WHAT a shemozzle the Haneef affair has been. The puppet master, off vote-chasing in Bali last Friday, must have been livid when he heard that, back home, two of his deputy puppet masters had well and truly dropped the people-terror ball he had entrusted to them.

The good news radiating from the Haneef fiasco is that now we know there are still public servants who have not been brainwashed and bullied by the skulduggery of ruling politicians and lackey departmental heads into abandoning their civic responsibilities (and democratic principles in general) in favour of meekly doing exactly as they are told irrespective of the damage it might do to our nations moral fibre and international standing. We should thank for this the cautious fair-minded performance of members of our legal profession throughout the whole sorry saga.

There’s no doubt that, somewhere along the way, the director of public prosecutions and the chief of the Australia Federal Police made careless mistakes in their handling of Haneef; and that, if Harry Truman’s buck-stops-here philosophy still enjoyed even the remotest respect, the two people most to blame, Attorney General Philip Ruddock and Immigration Kevin Andrews, would by now have tendered their resignations, along with abject mea culpas.

At the time of writing, no such luck. For too long now, we have learned that politicians in positions of responsibility frequently do not act responsibly.

Andrews, having resisted the temptation to deport Haneef as an undesirable alien, had returned his passport and allowed him to depart the country; but he appeared to be giving no ground on the question of his cancelled visa.

Ruddock, in his usual sonorously sinister tone, was fuelling the blame game that emerged between the DPP and AFP chief by saying he would be seeking full reports from each to find out what had gone wrong. Both ministers of the crown seemed to be showing no awareness of how their own loose tongues had contributed to the disastrous sequence of events.

In itself, the blame-game sidelight to an incident internationally damaging to Australia poses a question: were those two beleaguered public servants really into damage control for the sake of their own organisations or were they puffing up a smokescreen to distract attention from the real villains in yet another security debacle for Australia? If we ever find out it will be sheer luck.

What we do know and the Haneef affair has been instrumental in providing us with this knowledge is that, after a decade in which hardworking, diligent public servants have found themselves increasingly constrained in their freedom to do their jobs properly (and to preserve their own integrity), these same people are at last sensing that enough is enough and that the grip of the man who has become their dictator is no longer absolute.
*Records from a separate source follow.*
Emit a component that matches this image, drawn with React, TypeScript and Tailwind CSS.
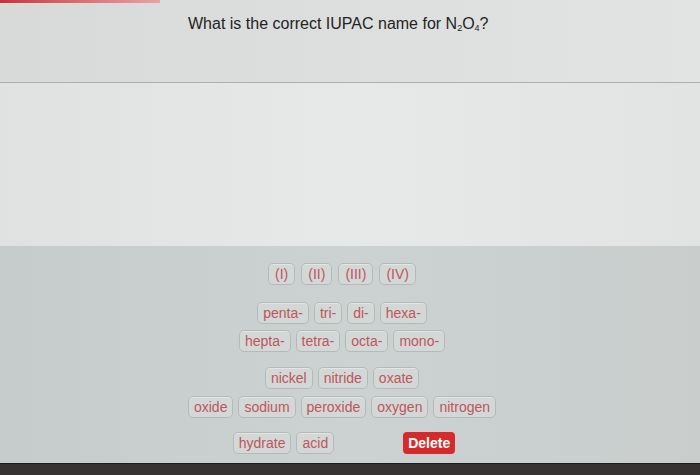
import React from "react";

const chip =
  "h-[22px] px-[5px] flex items-center rounded-[5px] border border-[#b3bbb9] bg-[#d3d8d7] text-[14px] leading-none text-[#bd565b] shadow-[inset_0_1px_0_#e2e6e5]";

function Chip({ label }: { label: string }) {
  return <div className={chip}>{label}</div>;
}

function Row({ items, className = "" }: { items: string[]; className?: string }) {
  return (
    <div className={"flex justify-center gap-[5px] " + className}>
      {items.map((t) => (
        <Chip key={t} label={t} />
      ))}
    </div>
  );
}

export default function App() {
  return (
    <div
      className="w-[700px] h-[475px] flex flex-col overflow-hidden bg-[#dcdfde]"
      style={{ fontFamily: '"Liberation Sans", Arial, sans-serif' }}
    >
      {/* question header */}
      <div className="relative h-[83px] shrink-0 bg-gradient-to-r from-[#d8dad9] to-[#e2e4e3] border-b border-[#a9b0ae]">
        <div className="absolute left-0 top-0 h-[3px] w-[160px] bg-gradient-to-r from-[#c8303a] to-[#e7a2a6]" />
        <div className="pl-[188px] pt-[12px] text-[16px] text-[#232323]">
          What is the correct IUPAC name for N
          <sub className="text-[9px]">2</sub>O<sub className="text-[9px]">4</sub>?
        </div>
      </div>

      {/* answer area */}
      <div className="h-[163px] shrink-0 bg-gradient-to-r from-[#dfe2e1] via-[#e6e9e8] to-[#e2e4e3]" />

      {/* tile panel */}
      <div className="flex-1 flex flex-col bg-gradient-to-r from-[#c5cccb] via-[#cbd2d1] to-[#c9cecd] pt-[17px] pr-[16px]">
        <div className="flex justify-center gap-[6px]">
          {["(I)", "(II)", "(III)", "(IV)"].map((t) => (
            <div key={t} className={chip + " px-[6px]"}>
              {t}
            </div>
          ))}
        </div>
        <Row items={["penta-", "tri-", "di-", "hexa-"]} className="mt-[17px]" />
        <Row items={["hepta-", "tetra-", "octa-", "mono-"]} className="mt-[6px]" />
        <Row items={["nickel", "nitride", "oxate"]} className="mt-[15px]" />
        <Row items={["oxide", "sodium", "peroxide", "oxygen", "nitrogen"]} className="mt-[7px]" />
        <div className="mt-[14px] flex justify-center pl-[4px]">
          <div className="flex gap-[5px]">
            <Chip label="hydrate" />
            <Chip label="acid" />
          </div>
          <div className="w-[69px]" />
          <button className="h-[22px] px-[5px] rounded-[4px] bg-[#d52b2b] text-white text-[14px] font-bold leading-none">
            Delete
          </button>
        </div>
      </div>

      {/* bottom bezel */}
      <div className="h-[12px] shrink-0 bg-[#383333] border-t border-[#1f1c1c]" />
    </div>
  );
}
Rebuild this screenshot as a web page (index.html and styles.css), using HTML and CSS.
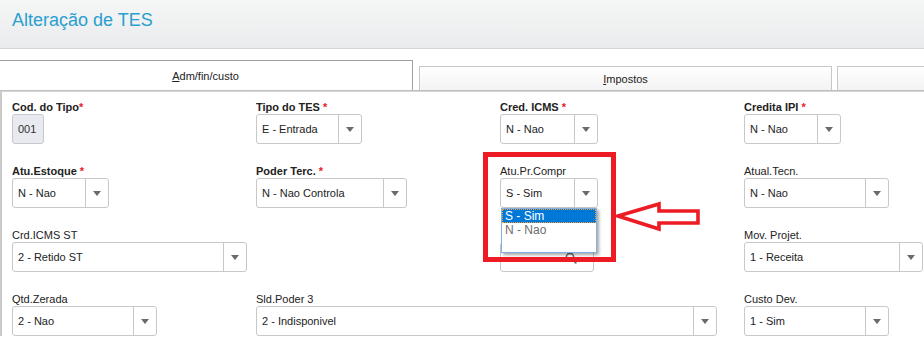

Public servants are once again reminding themselves that their loyalty is to the interests of their nation and their people, not to a motley band of power-hungry politicians who have repeatedly made it obvious that they will stop at nothing in (i) their ruthless cowing of voters into supporting their strong leadership; and (ii) their gagging, by regulation and law, of any public servant in possession of information that could be harmful to the government.

Mind you, dont get too optimistic that whistleblowers will be getting a fairer hearing than has been the case in recent years. Were all asked to dob in perceived suspiciously terroristic activity, yet were all discouraged from exposing corrupt and illegal practices within government and the bureaucracy.

There may be a glimmer of light at the end of the tunnel of autocratic blackness that has enveloped our nation this past decade. But dont get too excited that the darkness will be any more than slightly diluted by a more humanitarian regime should the autocratic Kevin Rudd manage to wrest control from the ruling forces of darkness.

What a terrible tragedy it was, on Setember 11, 2001, that the Anglo West (with the possible exception of Canada) was ruled by such incompetents, by such opportunistic idiots that they did exactly what must have been beyond Osama bin Ladens wildest dreams: they taught their subject electorates to be frightened of a new threat that, in fact, was as old as mankind.

Terrorism has always been with us, and will always be with us. But until it happened on United States soil, inflicted by aliens, you might be forgiven for thinking that it had never existed.

Now, in 2007, they have all been rumbled. First it was Tony Blair. Then it was George W. Bush. Now our own John Howard is looking increasingly like the fear monger I have long believed him to be. His deft touch in manipulating our largely trusting and gullible society is showing growing signs of deserting him. May he and his henchmen soon no longer wield the authority that has given them the power to have us quaking before mainly perceived threats to our way of life. Eternal vigilance will never stop terror coming to our shores, but barefaced aggression towards people who have never thought of harming us certainly will.

Bob Hawkins

What we do know and the Haneef affair has been instrumental in providing us with this knowledge is that, after a decade in which hardworking, diligent public servants have found themselves increasingly constrained in their freedom to do their jobs properly (and to preserve their own integrity), these same people are at last sensing that enough is enough and that the grip of the man who has become their dictator is no longer absolute.